In Lean Times, New Ways to Reach Out
Making the Art Institute of Chicago the cultural hub of the city is the No. 1 priority for James Cuno, its director, as he gears up for the opening of its new modern wing on May 16. Designed by the Italian architect Renzo Piano, the 264,000-square-foot space will house the institute’s 20th- and 21st-century art collection. Its exhibitions, lectures and educational programs will include local partners like the Lyric Opera of Chicago and the Goodman Theater.
“Each exhibition has a set of lectures, poetry readings and a chamber music series that relate to one another,” Mr. Cuno said. “We are also reaching out to graduate programs in the city with a series of influential art historians and professors that will be lecturing for students as part of the curriculum.”
It is also holding free lunchtime concerts planned in cooperation with consulates including Spain, China, India, Germany, Croatia, South Korea and Poland, and readings by international poets. “We want to get repeat visitors and build up a sustained relationship to the community,” Mr.
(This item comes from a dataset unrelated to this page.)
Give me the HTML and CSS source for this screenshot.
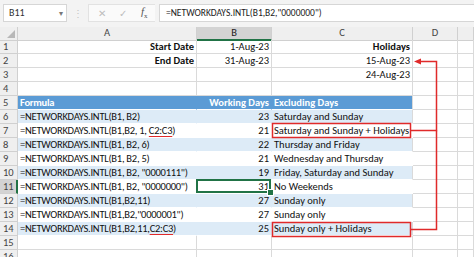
FILE: index.html
```html
<!DOCTYPE html>
<html>
  <head>
    <meta charset="utf-8" />
    <title>NETWORKDAYS.INTL</title>
    <link rel="stylesheet" href="styles.css">
  </head>
  <body>
    <div class="toolbar">
      <div class="namebox">B11<span class="drop">&#9662;</span></div>
      <div class="grip">&#8942;</div>
      <div class="buttons">
        <span class="btn x">&#10005;</span>
        <span class="btn ok">&#10003;</span>
        <span class="btn fx"><i>f</i><sub>x</sub></span>
      </div>
      <div class="formula">=NETWORKDAYS.INTL(B1,B2,"0000000")</div>
    </div>

    <div class="sheet">
      <div class="row head">
        <div class="cell corner"></div>
        <div class="cell colh">A</div>
        <div class="cell colh sel">B</div>
        <div class="cell colh">C</div>
        <div class="cell colh">D</div>
        <div class="cell colh last"></div>
      </div>

      <div class="row">
        <div class="cell rowh">1</div>
        <div class="cell r b">Start Date</div>
        <div class="cell r">1-Aug-23</div>
        <div class="cell r b">Holidays</div>
        <div class="cell"></div><div class="cell"></div>
      </div>
      <div class="row">
        <div class="cell rowh">2</div>
        <div class="cell r b">End Date</div>
        <div class="cell r">31-Aug-23</div>
        <div class="cell r">15-Aug-23</div>
        <div class="cell"></div><div class="cell"></div>
      </div>
      <div class="row">
        <div class="cell rowh">3</div>
        <div class="cell"></div><div class="cell"></div>
        <div class="cell r">24-Aug-23</div>
        <div class="cell"></div><div class="cell"></div>
      </div>
      <div class="row">
        <div class="cell rowh">4</div>
        <div class="cell"></div><div class="cell"></div><div class="cell"></div>
        <div class="cell"></div><div class="cell"></div>
      </div>
      <div class="row thead">
        <div class="cell rowh">5</div>
        <div class="cell t">Formula</div>
        <div class="cell t r">Working Days</div>
        <div class="cell t">Excluding Days</div>
        <div class="cell"></div><div class="cell"></div>
      </div>
      <div class="row band">
        <div class="cell rowh">6</div>
        <div class="cell t">=NETWORKDAYS.INTL(B1, B2)</div>
        <div class="cell t r">23</div>
        <div class="cell t">Saturday and Sunday</div>
        <div class="cell"></div><div class="cell"></div>
      </div>
      <div class="row">
        <div class="cell rowh">7</div>
        <div class="cell t">=NETWORKDAYS.INTL(B1,B2, 1, <span class="ref">C2:C3</span>)</div>
        <div class="cell t r">21</div>
        <div class="cell t">Saturday and Sunday + Holidays</div>
        <div class="cell"></div><div class="cell"></div>
      </div>
      <div class="row band">
        <div class="cell rowh">8</div>
        <div class="cell t">=NETWORKDAYS.INTL(B1, B2, 6)</div>
        <div class="cell t r">22</div>
        <div class="cell t">Thursday and Friday</div>
        <div class="cell"></div><div class="cell"></div>
      </div>
      <div class="row">
        <div class="cell rowh">9</div>
        <div class="cell t">=NETWORKDAYS.INTL(B1, B2, 5)</div>
        <div class="cell t r">21</div>
        <div class="cell t">Wednesday and Thursday</div>
        <div class="cell"></div><div class="cell"></div>
      </div>
      <div class="row band">
        <div class="cell rowh">10</div>
        <div class="cell t">=NETWORKDAYS.INTL(B1, B2, "0000111")</div>
        <div class="cell t r">19</div>
        <div class="cell t">Friday, Saturday and Sunday</div>
        <div class="cell"></div><div class="cell"></div>
      </div>
      <div class="row">
        <div class="cell rowh sel">11</div>
        <div class="cell t">=NETWORKDAYS.INTL(B1, B2, "0000000")</div>
        <div class="cell t r active">31</div>
        <div class="cell t">No Weekends</div>
        <div class="cell"></div><div class="cell"></div>
      </div>
      <div class="row band">
        <div class="cell rowh">12</div>
        <div class="cell t">=NETWORKDAYS.INTL(B1,B2,11)</div>
        <div class="cell t r">27</div>
        <div class="cell t">Sunday only</div>
        <div class="cell"></div><div class="cell"></div>
      </div>
      <div class="row">
        <div class="cell rowh">13</div>
        <div class="cell t">=NETWORKDAYS.INTL(B1,B2,"0000001")</div>
        <div class="cell t r">27</div>
        <div class="cell t">Sunday only</div>
        <div class="cell"></div><div class="cell"></div>
      </div>
      <div class="row band">
        <div class="cell rowh">14</div>
        <div class="cell t">=NETWORKDAYS.INTL(B1,B2,11,<span class="ref">C2:C3</span>)</div>
        <div class="cell t r">25</div>
        <div class="cell t">Sunday only + Holidays</div>
        <div class="cell"></div><div class="cell"></div>
      </div>
      <div class="row">
        <div class="cell rowh">15</div>
        <div class="cell"></div><div class="cell"></div><div class="cell"></div>
        <div class="cell"></div><div class="cell"></div>
      </div>
      <div class="row">
        <div class="cell rowh">16</div>
        <div class="cell"></div><div class="cell"></div><div class="cell"></div>
        <div class="cell"></div><div class="cell"></div>
      </div>

      <!-- annotation: holidays range feeds rows 7 and 14 -->
      <svg class="marks" width="474" height="230" viewBox="0 27 474 230">
        <g fill="none" stroke="#e02a2a" stroke-width="1.5">
          <rect x="272.5" y="123.5" width="138" height="14" />
          <rect x="272.5" y="222.5" width="138" height="14" />
          <polyline points="411,130.5 436.5,130.5 436.5,61.5 420,61.5" />
          <polyline points="411,229.5 436.5,229.5 436.5,130.5" />
        </g>
        <polygon points="414,61.5 421,58.5 421,64.5" fill="#e02a2a" />
      </svg>
    </div>
  </body>
</html>
```

FILE: styles.css
```css
body {
  margin: 0;
  font-family: Carlito, "Liberation Sans Narrow", "Liberation Sans", sans-serif;
  font-size: 10.5px;
  color: #111;
  background: #fff;
  overflow: hidden;
}

/* formula bar strip */
.toolbar {
  display: flex;
  align-items: center;
  height: 27px;
  background: #f3f3f3;
  padding: 0 0 1px 3px;
  box-sizing: border-box;
}

.namebox {
  position: relative;
  width: 64px;
  height: 18px;
  box-sizing: border-box;
  background: #fff;
  border: 1px solid #d6d6d6;
  padding-left: 5px;
  line-height: 16px;
  font-size: 10px;
  color: #333;
}

.drop {
  position: absolute;
  right: 3px;
  top: 0;
  font-size: 8px;
  color: #777;
}

.grip {
  width: 21px;
  text-align: center;
  color: #c4c4c4;
  font-size: 10px;
}

.buttons {
  display: flex;
  align-items: center;
  width: 67px;
  height: 18px;
  box-sizing: border-box;
  background: #fafafa;
  border: 1px solid #e2e2e2;
  border-right: 0;
}

.btn {
  width: 22px;
  text-align: center;
  color: #bdbdbd;
  font-size: 10px;
}

.btn.x {
  margin-left: 2px;
}

.btn.fx {
  color: #555;
  font-family: "Liberation Serif", serif;
  font-size: 11px;
}

.btn.fx sub {
  font-size: 7px;
}

.formula {
  flex: 1;
  height: 18px;
  margin-left: 4px;
  box-sizing: border-box;
  background: #fff;
  border: 1px solid #d6d6d6;
  border-right: 0;
  padding-left: 6px;
  line-height: 16px;
  font-size: 9.5px;
  color: #222;
  white-space: nowrap;
}

/* grid */
.sheet {
  position: relative;
}

.row {
  display: grid;
  grid-template-columns: 18px 179px 75px 141px 45px 16px;
  height: 14px;
}

.cell {
  box-sizing: border-box;
  border-right: 1px solid #dadada;
  border-bottom: 1px solid #dadada;
  padding: 0 2px;
  line-height: 13px;
  white-space: nowrap;
  overflow: visible;
}

.cell.t:nth-child(2) {
  letter-spacing: -0.25px;
}

.head {
  height: 13px;
}

.head .cell {
  background: #efefef;
  border-color: #d0d0d0;
  text-align: center;
  line-height: 12px;
  color: #444;
}

.colh.sel {
  background: #d3d3d3;
  border-bottom: 2px solid #217346;
  color: #222;
}

.corner {
  position: relative;
}

.corner::after {
  content: "";
  position: absolute;
  right: 2px;
  bottom: 2px;
  border-left: 8px solid transparent;
  border-bottom: 8px solid #b8b8b8;
}

.rowh {
  background: #efefef;
  border-color: #d0d0d0;
  color: #444;
  padding-left: 3px;
}

.rowh.sel {
  background: #d3d3d3;
  border-right: 2px solid #217346;
}

.r {
  text-align: right;
}

.b {
  font-weight: bold;
}

/* table styling */
.thead .t {
  background: #5b9bd5;
  color: #fff;
  font-weight: bold;
  border-right-color: #5b9bd5;
  border-bottom-color: #fff;
}

.band .t {
  background: #ddebf7;
  border-right-color: #ddebf7;
  border-bottom-color: #fff;
}

.row:not(.band):not(.thead) .t {
  border-right-color: #fff;
  border-bottom-color: #fff;
}

.thead .t:nth-child(4),
.row .t:nth-child(4) {
  border-right-color: #dadada;
}

.ref {
  text-decoration: underline;
  text-decoration-color: #e02a2a;
  text-underline-offset: 2px;
}

.active {
  position: relative;
}

.active::before {
  content: "";
  position: absolute;
  left: -1px;
  top: -1px;
  right: 0;
  bottom: 0;
  border: 2px solid #217346;
}

.active::after {
  content: "";
  position: absolute;
  right: -3px;
  bottom: -3px;
  width: 5px;
  height: 5px;
  background: #217346;
  border: 1px solid #fff;
}

.marks {
  position: absolute;
  left: 0;
  top: 0;
  pointer-events: none;
}
```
Cuno said.
In Los Angeles, Michael Govan, director of the Los Angeles County Museum of Art, is gearing programs to local communities. In June, for example, the museum is presenting Twelve Contemporary Artists From Korea as a way of appealing to the city’s large Korean population.
Museums are seeking younger audiences through social networking sites. Nearly every museum has a page on Facebook. The Brooklyn Museum recently introduced a new tier of membership using social networking sites like Facebook, Flickr and the microblogging site Twitter to lure 20- and 30-somethings.
Some institutions are also using the Internet to give an exhibition an added dimension. At the Walker, for example, a traveling show called “Worlds Away: New Suburban Landscapes” has its own Web site, which includes a lexicon of terms related to suburbia. Visitors can add their own terms and can also post their personal suburban stories on YouTube, 16 of which were included in the show when it was on view at the Walker last summer. (The exhibition, which was also at the Carnegie Institute in Pittsburgh last fall, opened at the Yale School of Architecture on March 2.) It’s just one example of many ways the Walker is trying to “merge on-site with online,” as Ms. Viso explains it.